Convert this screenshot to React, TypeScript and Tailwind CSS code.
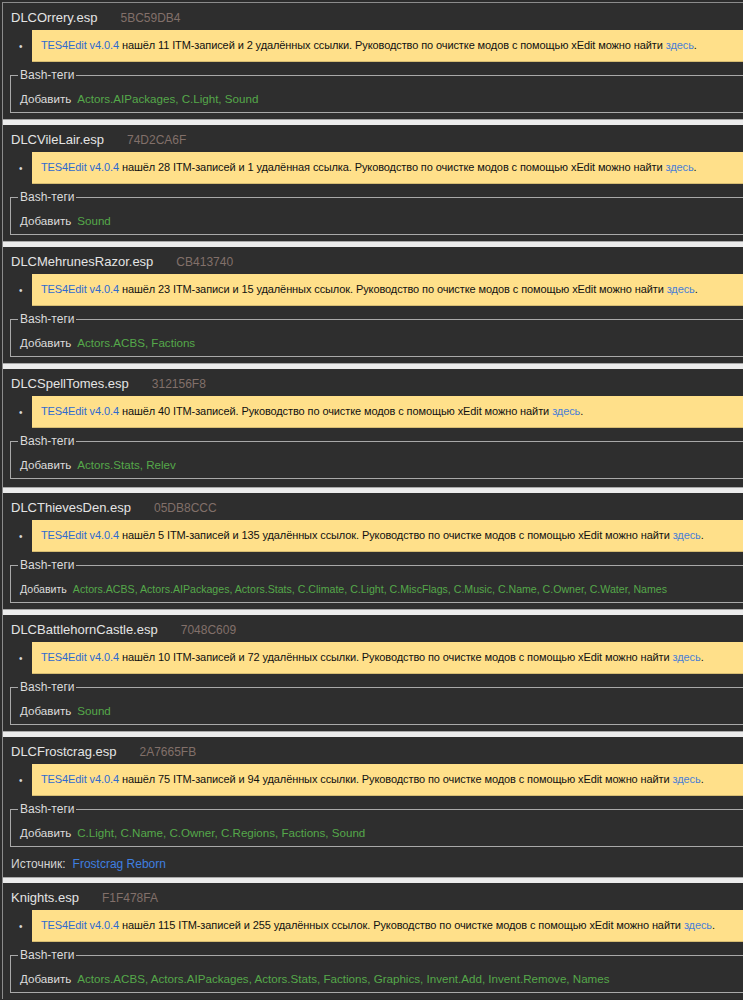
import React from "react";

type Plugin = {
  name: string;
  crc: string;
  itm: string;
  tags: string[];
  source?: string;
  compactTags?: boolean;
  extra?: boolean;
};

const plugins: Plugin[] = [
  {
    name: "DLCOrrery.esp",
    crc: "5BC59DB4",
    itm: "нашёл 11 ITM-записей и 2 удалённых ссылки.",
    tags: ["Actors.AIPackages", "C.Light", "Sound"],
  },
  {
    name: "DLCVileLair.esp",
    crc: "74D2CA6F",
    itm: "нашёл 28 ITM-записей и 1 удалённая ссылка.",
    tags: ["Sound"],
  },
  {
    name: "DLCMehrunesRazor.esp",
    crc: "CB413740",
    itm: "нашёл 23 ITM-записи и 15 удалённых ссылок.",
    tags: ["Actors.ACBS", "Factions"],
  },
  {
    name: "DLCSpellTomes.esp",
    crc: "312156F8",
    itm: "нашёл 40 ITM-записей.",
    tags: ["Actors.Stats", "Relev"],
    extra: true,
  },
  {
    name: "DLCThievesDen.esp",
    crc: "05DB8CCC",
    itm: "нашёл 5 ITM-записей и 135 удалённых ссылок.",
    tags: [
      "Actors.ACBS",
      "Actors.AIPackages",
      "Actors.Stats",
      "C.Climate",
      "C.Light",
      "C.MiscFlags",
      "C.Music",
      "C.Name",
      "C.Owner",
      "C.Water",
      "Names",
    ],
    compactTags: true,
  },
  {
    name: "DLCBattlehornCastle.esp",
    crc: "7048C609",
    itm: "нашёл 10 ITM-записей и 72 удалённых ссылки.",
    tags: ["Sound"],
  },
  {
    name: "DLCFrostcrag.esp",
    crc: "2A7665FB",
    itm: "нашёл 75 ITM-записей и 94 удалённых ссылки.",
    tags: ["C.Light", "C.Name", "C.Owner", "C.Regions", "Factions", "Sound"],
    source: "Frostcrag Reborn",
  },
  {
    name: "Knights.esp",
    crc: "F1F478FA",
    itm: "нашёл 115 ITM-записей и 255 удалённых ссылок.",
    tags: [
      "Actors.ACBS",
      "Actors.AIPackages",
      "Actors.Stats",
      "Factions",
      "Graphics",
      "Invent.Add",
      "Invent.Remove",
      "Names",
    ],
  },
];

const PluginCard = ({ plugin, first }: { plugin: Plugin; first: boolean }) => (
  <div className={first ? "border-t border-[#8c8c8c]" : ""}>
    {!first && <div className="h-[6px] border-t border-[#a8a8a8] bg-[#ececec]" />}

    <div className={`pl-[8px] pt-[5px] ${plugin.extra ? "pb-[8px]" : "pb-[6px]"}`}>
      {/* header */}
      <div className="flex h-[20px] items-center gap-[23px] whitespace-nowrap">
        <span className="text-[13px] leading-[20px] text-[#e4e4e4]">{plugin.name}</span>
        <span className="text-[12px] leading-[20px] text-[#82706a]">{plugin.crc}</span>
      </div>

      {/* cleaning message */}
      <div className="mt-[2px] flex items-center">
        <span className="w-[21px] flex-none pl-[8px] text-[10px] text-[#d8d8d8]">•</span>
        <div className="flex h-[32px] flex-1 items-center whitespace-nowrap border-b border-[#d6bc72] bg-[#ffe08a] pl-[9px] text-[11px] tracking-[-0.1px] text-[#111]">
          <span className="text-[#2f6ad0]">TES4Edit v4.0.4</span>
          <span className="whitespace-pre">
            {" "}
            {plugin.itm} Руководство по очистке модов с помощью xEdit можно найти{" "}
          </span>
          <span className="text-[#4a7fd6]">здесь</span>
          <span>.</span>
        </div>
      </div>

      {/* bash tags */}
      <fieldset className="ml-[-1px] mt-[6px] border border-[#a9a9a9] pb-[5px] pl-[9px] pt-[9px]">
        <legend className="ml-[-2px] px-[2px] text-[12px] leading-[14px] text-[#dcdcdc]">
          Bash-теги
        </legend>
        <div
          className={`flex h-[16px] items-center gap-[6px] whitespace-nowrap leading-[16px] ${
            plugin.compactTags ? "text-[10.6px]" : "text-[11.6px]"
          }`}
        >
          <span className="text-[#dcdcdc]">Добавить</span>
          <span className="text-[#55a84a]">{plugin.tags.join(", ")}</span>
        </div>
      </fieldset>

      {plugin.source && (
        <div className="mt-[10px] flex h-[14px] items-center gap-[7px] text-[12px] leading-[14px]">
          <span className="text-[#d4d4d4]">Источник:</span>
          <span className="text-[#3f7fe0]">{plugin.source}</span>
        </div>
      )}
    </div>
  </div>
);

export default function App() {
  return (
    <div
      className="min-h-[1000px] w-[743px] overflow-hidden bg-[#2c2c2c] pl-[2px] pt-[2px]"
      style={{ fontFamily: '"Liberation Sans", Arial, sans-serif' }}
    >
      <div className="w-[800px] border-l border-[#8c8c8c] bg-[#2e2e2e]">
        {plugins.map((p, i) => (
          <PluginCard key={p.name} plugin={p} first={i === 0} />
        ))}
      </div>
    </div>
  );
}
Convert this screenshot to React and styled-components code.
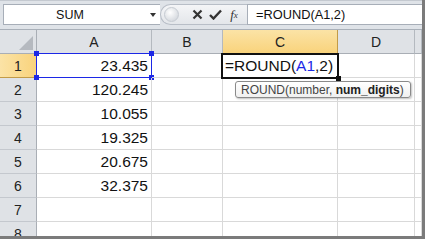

○ ○ ○ ○ ○ ○ ○

Show all lines in the entries above where the string "code" appears.

Convert this screenshot to React, TypeScript and Tailwind CSS code.
Convert this screenshot to React and styled-components code.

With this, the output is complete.